As man, Jesus taught “I have come that they may have life and have it more abundantly” (Jn. 10, 10), and called himself the Truth (I am the Way, the Truth, and the Life”, Jn.14, 6), affirming that obedience to “the Truth will set you free” (Jn. 8, 30-36). The Christian has been endowed with a new life through Christ who now reigns supreme instead of Sin and Death. The new life means a reshaping of the human person. Baptism, which identifies the Christian with Christ’s death and resurrection, is the beginning of the “self” being transformed.
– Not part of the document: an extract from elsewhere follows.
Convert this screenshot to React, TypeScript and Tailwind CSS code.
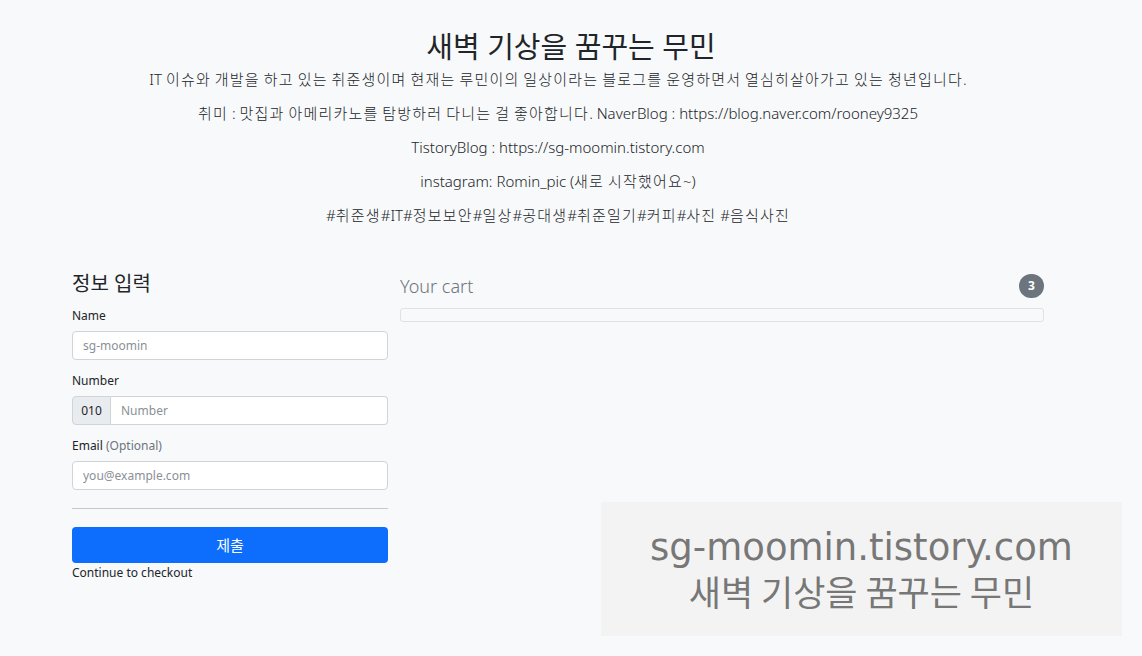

If a person is in union with Christ, he or she is “ dead to sin and alive to God” and insofar as this is actualised, sin and evil hold no more charms for that person.
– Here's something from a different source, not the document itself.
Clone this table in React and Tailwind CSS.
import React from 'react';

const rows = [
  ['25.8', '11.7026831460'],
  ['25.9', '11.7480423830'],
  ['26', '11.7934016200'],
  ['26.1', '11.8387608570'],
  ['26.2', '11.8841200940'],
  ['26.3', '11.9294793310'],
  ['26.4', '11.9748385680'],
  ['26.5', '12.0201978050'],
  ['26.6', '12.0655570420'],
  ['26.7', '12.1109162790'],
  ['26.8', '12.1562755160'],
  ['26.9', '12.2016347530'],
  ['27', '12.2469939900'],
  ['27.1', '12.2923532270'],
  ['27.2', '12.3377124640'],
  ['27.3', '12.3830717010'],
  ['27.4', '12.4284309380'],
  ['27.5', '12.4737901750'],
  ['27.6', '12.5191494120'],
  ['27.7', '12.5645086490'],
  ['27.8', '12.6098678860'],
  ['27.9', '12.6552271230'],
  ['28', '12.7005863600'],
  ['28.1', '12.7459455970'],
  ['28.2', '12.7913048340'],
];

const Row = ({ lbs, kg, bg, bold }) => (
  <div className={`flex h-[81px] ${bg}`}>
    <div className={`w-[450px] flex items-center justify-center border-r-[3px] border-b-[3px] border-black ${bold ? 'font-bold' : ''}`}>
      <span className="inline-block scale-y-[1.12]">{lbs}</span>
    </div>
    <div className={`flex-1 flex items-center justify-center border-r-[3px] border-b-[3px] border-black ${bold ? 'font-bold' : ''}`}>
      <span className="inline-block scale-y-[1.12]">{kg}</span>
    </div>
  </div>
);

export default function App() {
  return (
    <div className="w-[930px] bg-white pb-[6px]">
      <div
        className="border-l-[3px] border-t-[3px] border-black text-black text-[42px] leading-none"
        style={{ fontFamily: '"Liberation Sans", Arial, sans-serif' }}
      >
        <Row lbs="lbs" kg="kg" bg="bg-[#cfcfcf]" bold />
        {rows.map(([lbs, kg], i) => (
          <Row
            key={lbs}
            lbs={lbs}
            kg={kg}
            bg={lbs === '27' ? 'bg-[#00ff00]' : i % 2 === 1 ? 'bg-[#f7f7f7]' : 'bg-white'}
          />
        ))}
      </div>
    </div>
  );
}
This freedom which makes us truly alive is a freedom from all that would make our ego-self (ahamkar) grow fatter: freedom from ambition, power, craving for authority, honour, name and fame, and enables the true Self – the “hidden” or “Inner Self” to grow strong, and bring us to the fullness of freedom – to our poornam (plenitude) . Thus St Paul prays for his Ephesians:

“Out of his infinite glory, may he give you the power, through his Spirit, for your hidden self to grow strong, so that Christ may live in your hearts through faith, and then, planted in love and built on love, you will, with all the saints have strength to grasp the breadth and the length, the height and the depth; until, knowing the love of Christ, which is beyond all knowledge, you are filled with the utter fullness of God.” (Eph. 3, 16-19). It is thus, again through Love alone that one can reach full freedom of the Self and liberation from the slavery to ourselves.

This love of the Self (God) can be known by a mystic’s awareness of it – through love. It cannot be “grasped” – by the mind or the senses – as the Upanishads too constantly remind us: “Not by much learning can the Atman be reached not through the intellect and sacred teaching. It is reached by the chosen of him – because they chose him. To his chosen the Atman reveals his glory” (Katha Upanishad 2, 23).

c) FREEDOM FROM SLAVERY TO WEALTH

Jesus taught that if one wanted true freedom and happiness, one had to choose between God and earthly wealth.

“You cannot serve two masters- God and mammon.” (Mt. 6.24)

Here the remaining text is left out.